Il ct azzurro Roberto Mancini in una intervista al Corriere dello Sport parla del calcio italiano, di futuro e, ovviamente, di Nazionale. Di seguito alcuni passaggi interessanti:
I PROBLEMI DEL CALCIO ITALIANO - «L'anno 2018 del calcio italiano è finito nel peggiore dei modi, pensavamo che l’epoca della violenza dentro e fuori gli stadi fosse finita, invece ci è scappato di nuovo il morto, stavolta a Milano. La situazione sta diventando drammatica, non si può morire andando a vedere una partita di calcio, è arrivato il momento in cui le istituzioni intervengano: qualcuno deve prendere decisioni importanti, drastiche, anche impopolari per porre fine a questa collana di morti insopportabili. Sono stato per tanti anni in Inghilterra, dove la situazione era altrettanto drammatica: oggi i tifosi vedono le partite a contatto con i giocatori, non ci sono ostacoli tra loro e il campo. Perché in Italia non si può entrare in uno stadio serenamente, senza rischiare una bastonata in testa o una coltellata? E poi tutto quel razzismo, oggi che anche in Nazionale abbiamo dei giocatori di colore. Manca una vera cultura sportiva, il mondo è cambiato e in troppi non se ne sono accorti. Bisogna che i genitori facciano i genitori e inizino a educare i propri figli. Questa è la base di partenza, poi servono - come ho detto - prese di posizioni impopolari. I buuuu razzisti non hanno senso, non c’è una squadra dove non ci sia un nero, perché allora insultare quelli della squadra avversaria? Fermiamoci, se necessario, fermiamoci noi, come dice Ancelotti se le istituzioni non sono in grado di risolvere questo problema vergognoso».
LA NAZIONALE - «Diventare ct della Nazionale era un sogno che si è realizzato.
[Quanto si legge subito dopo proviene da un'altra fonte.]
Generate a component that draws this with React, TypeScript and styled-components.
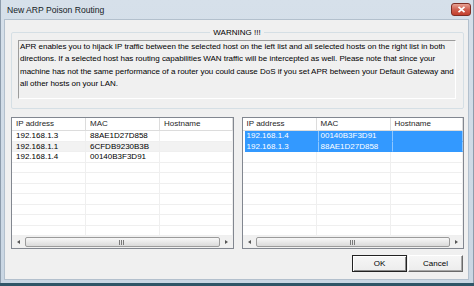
import React from "react";
import styled, { createGlobalStyle } from "styled-components";

const UI_FONT = `"Liberation Sans", Arial, sans-serif`;

const GlobalStyle = createGlobalStyle`
  html, body { margin: 0; padding: 0; }
  body { background: #2f5567; font-family: ${UI_FONT}; }
  * { box-sizing: border-box; }
`;

const Window = styled.div`
  width: 474px;
  height: 283px;
  display: flex;
  flex-direction: column;
  background: linear-gradient(#d6e0ea, #c9d6e3);
  border-left: 1px solid #8d9cac;
  border-right: 1px solid #8d9cac;
  padding: 0 4px 3px 3px;
`;

const TitleBar = styled.div`
  height: 19px;
  display: flex;
  align-items: center;
  justify-content: space-between;
  padding-left: 3px;
`;

const Title = styled.span`
  font-size: 8.6px;
  color: #151c26;
`;

const CloseButton = styled.div`
  width: 20px;
  height: 13px;
  margin-right: -2px;
  border: 1px solid #7e2d24;
  border-radius: 3px;
  background: linear-gradient(#e7a294, #d06050 50%, #c33e2c);
  display: flex;
  align-items: center;
  justify-content: center;
`;

const Client = styled.div`
  flex: 1;
  display: flex;
  flex-direction: column;
  background: #f0f0f0;
  border: 1px solid #b3c0cd;
  padding: 7px 4px 0 6px;
`;

const GroupBox = styled.fieldset`
  margin: 0;
  padding: 2px 7px 9px 6px;
  border: 1px solid #d5dfe5;
  border-radius: 2px;
  min-width: 0;
`;

const GroupTitle = styled.legend`
  margin: 0 auto;
  padding: 0 3px;
  font-size: 8px;
  line-height: 11px;
  color: #000;
`;

const WarningText = styled.div`
  height: 59px;
  border-top: 1px solid #9c9c9c;
  border-left: 1px solid #9c9c9c;
  border-right: 1px solid #ffffff;
  border-bottom: 1px solid #ffffff;
  background: #f0f0f0;
  padding: 0 0 0 1px;
  font-size: 8px;
  letter-spacing: -0.03px;
  line-height: 12.3px;
  color: #000;
  white-space: nowrap;
  overflow: hidden;
`;

const Lists = styled.div`
  display: flex;
  gap: 8px;
  margin-top: 8px;
`;

const ListPanel = styled.div`
  flex: 1;
  height: 132px;
  border: 1px solid #828790;
  background: #fff;
  display: flex;
  flex-direction: column;
`;

const HeaderRow = styled.div`
  display: grid;
  grid-template-columns: 74px 74px 1fr;
  height: 13px;
  border-bottom: 1px solid #dcdcdc;
`;

const HeaderCell = styled.div`
  padding-left: 4px;
  border-right: 1px solid #dcdcdc;
  font-size: 8px;
  line-height: 12px;
  color: #1e1e1e;
  white-space: nowrap;
  overflow: hidden;
`;

const Rows = styled.div`
  flex: 1;
  display: flex;
  flex-direction: column;
`;

type RowKind = "normal" | "shaded" | "selected";

const Row = styled.div<{ $kind: RowKind }>`
  display: grid;
  grid-template-columns: 74px 74px 1fr;
  height: 10.5px;
  margin-left: ${(p) => (p.$kind === "selected" ? "2px" : "0")};
  background: ${(p) =>
    p.$kind === "selected" ? "#3399ff" : p.$kind === "shaded" ? "#f2f2f2" : "#fff"};
  color: ${(p) => (p.$kind === "selected" ? "#fff" : "#000")};
`;

const Cell = styled.div<{ $kind: RowKind }>`
  padding-left: ${(p) => (p.$kind === "selected" ? "2px" : "4px")};
  border-right: 1px solid
    ${(p) => (p.$kind === "selected" ? "rgba(255,255,255,0.45)" : "#efefef")};
  border-bottom: 1px solid ${(p) => (p.$kind === "selected" ? "transparent" : "#efefef")};
  font-size: 8px;
  line-height: 10px;
  white-space: nowrap;
  overflow: hidden;
`;

const ScrollBar = styled.div`
  height: 12px;
  display: flex;
  align-items: center;
  background: #f0f0f0;
`;

const ArrowButton = styled.div`
  width: 13px;
  height: 12px;
  display: flex;
  align-items: center;
  justify-content: center;
`;

const Arrow = styled.span<{ $dir: "left" | "right" }>`
  width: 0;
  height: 0;
  border-top: 2.5px solid transparent;
  border-bottom: 2.5px solid transparent;
  ${(p) =>
    p.$dir === "left" ? "border-right: 3px solid #555;" : "border-left: 3px solid #555;"}
`;

const Thumb = styled.div`
  flex: 1;
  height: 10px;
  border: 1px solid #9b9b9b;
  border-radius: 2px;
  background: linear-gradient(#f7f7f7, #e9e9e9 50%, #dadada);
  display: flex;
  align-items: center;
  justify-content: center;
`;

const Grip = styled.span`
  width: 6px;
  height: 5px;
  background: repeating-linear-gradient(90deg, #7a7a7a 0 1px, transparent 1px 2px);
`;

const ButtonRow = styled.div`
  display: flex;
  justify-content: flex-end;
  gap: 1px;
  margin-top: 6px;
  padding-right: 1px;
`;

const DialogButton = styled.button<{ $default?: boolean }>`
  width: 55px;
  height: 17px;
  padding: 0;
  font-family: ${UI_FONT};
  font-size: 8px;
  color: #000;
  background: linear-gradient(#f6f6f6, #ececec);
  border-style: solid;
  border-width: 1px;
  border-color: ${(p) => (p.$default ? "#222" : "#fff #6a6a6a #6a6a6a #fff")};
  box-shadow: ${(p) =>
    p.$default
      ? "inset 1px 1px 0 #fff, inset -1px -1px 0 #8a8a8a"
      : "inset -1px -1px 0 #a8a8a8"};
`;

type Host = { ip: string; mac: string; host: string; kind: RowKind };

const leftHosts: Host[] = [
  { ip: "192.168.1.3", mac: "88AE1D27D858", host: "", kind: "normal" },
  { ip: "192.168.1.1", mac: "6CFDB9230B3B", host: "", kind: "shaded" },
  { ip: "192.168.1.4", mac: "00140B3F3D91", host: "", kind: "normal" },
];

const rightHosts: Host[] = [
  { ip: "192.168.1.4", mac: "00140B3F3D91", host: "", kind: "selected" },
  { ip: "192.168.1.3", mac: "88AE1D27D858", host: "", kind: "selected" },
];

const ROWS = 10;

function HostList({ hosts }: { hosts: Host[] }) {
  const filled: Host[] = [...hosts];
  while (filled.length < ROWS) filled.push({ ip: "", mac: "", host: "", kind: "normal" });
  return (
    <ListPanel>
      <HeaderRow>
        <HeaderCell>IP address</HeaderCell>
        <HeaderCell>MAC</HeaderCell>
        <HeaderCell>Hostname</HeaderCell>
      </HeaderRow>
      <Rows>
        {filled.map((h, i) => (
          <Row key={i} $kind={h.kind}>
            <Cell $kind={h.kind}>{h.ip}</Cell>
            <Cell $kind={h.kind}>{h.mac}</Cell>
            <Cell $kind={h.kind}>{h.host}</Cell>
          </Row>
        ))}
      </Rows>
      <ScrollBar>
        <ArrowButton>
          <Arrow $dir="left" />
        </ArrowButton>
        <Thumb>
          <Grip />
        </Thumb>
        <ArrowButton>
          <Arrow $dir="right" />
        </ArrowButton>
      </ScrollBar>
    </ListPanel>
  );
}

export default function App() {
  return (
    <>
      <GlobalStyle />
      <Window>
        <TitleBar>
          <Title>New ARP Poison Routing</Title>
          <CloseButton>
            <svg width="9" height="7" viewBox="0 0 9 7">
              <path d="M1.5 0.8 L7.5 6.2 M7.5 0.8 L1.5 6.2" stroke="#fff" strokeWidth="1.7" />
            </svg>
          </CloseButton>
        </TitleBar>
        <Client>
          <GroupBox>
            <GroupTitle>WARNING !!!</GroupTitle>
            <WarningText>
              APR enables you to hijack IP traffic between the selected host on the left list and all selected hosts on the right list in both
              <br />
              directions. If a selected host has routing capabilities WAN traffic will be intercepted as well. Please note that since your
              <br />
              machine has not the same performance of a router you could cause DoS if you set APR between your Default Gateway and
              <br />
              all other hosts on your LAN.
            </WarningText>
          </GroupBox>
          <Lists>
            <HostList hosts={leftHosts} />
            <HostList hosts={rightHosts} />
          </Lists>
          <ButtonRow>
            <DialogButton $default>OK</DialogButton>
            <DialogButton>Cancel</DialogButton>
          </ButtonRow>
        </Client>
      </Window>
    </>
  );
}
Quando giochi in quella squadra, sai di essere entrato a far parte di un’élite di calciatori importanti, ti misuri con il meglio di tutto il mondo. Quando la gestisci in panchina, sei consapevole di rappresentare il tuo Paese, occupando un ruolo importante: a volte il calcio, nonostante la rabbia per quello che ho detto all’inizio dell’intervista, regala emozioni che fanno bene alla gente. Io voglio allenare con questo spirito: provare a vincere gli Europei e i Mondiali, sì, ma anche trasformare la squadra in un motivo di orgoglio per la nostra gente. Quando ho conquistato la Premier a Manchester, ho indossato subito il tricolore: era la mia dedica, mi sento un italiano vero».
I PRIMI SEI MESI DA CT - «Sono contento, penso di aver costruito un bel gruppo, una Nazionale speciale e divertente. Sulle tracce di quella delle notti magiche del 1990. Sto lavorando pensando al futuro: guardo i giovani, li studio, li preparo e li faccio giocare. Penso che le ultime partite abbiano ricreato una bella armonia tra la squadra e la gente dopo una delusione insopportabile. Vedere i Mondiali senza di noi è stata dura».
L'INTUIZIONE ZANIOLO - «Lo avevo seguito nell’Under 19, come Tonali. E mi accorsi che aveva delle qualità non comuni per un ragazzo così giovane, che si misurava ancora in Primavera. Rispetto agli altri, aveva più fisico e più qualità. Volevo vederlo subito e oggi penso che i fatti mi abbiano dato ragione. E’ diventato un titolare della Roma. Zaniolo è il talento del futuro. Il paragone con Totti? Questo è il bello e il brutto di Roma, intesa come città. Un giorno è tutto nero, un giorno è tutto bianco. Poi esiste una via di mezzo. Per me lui non è un Totti ma un interno di sinistra o di destra che può realizzare molti gol. Tanto è vero che Di Francesco lo utilizza per attaccare: Zaniolo ha fisico, potenza e tiro».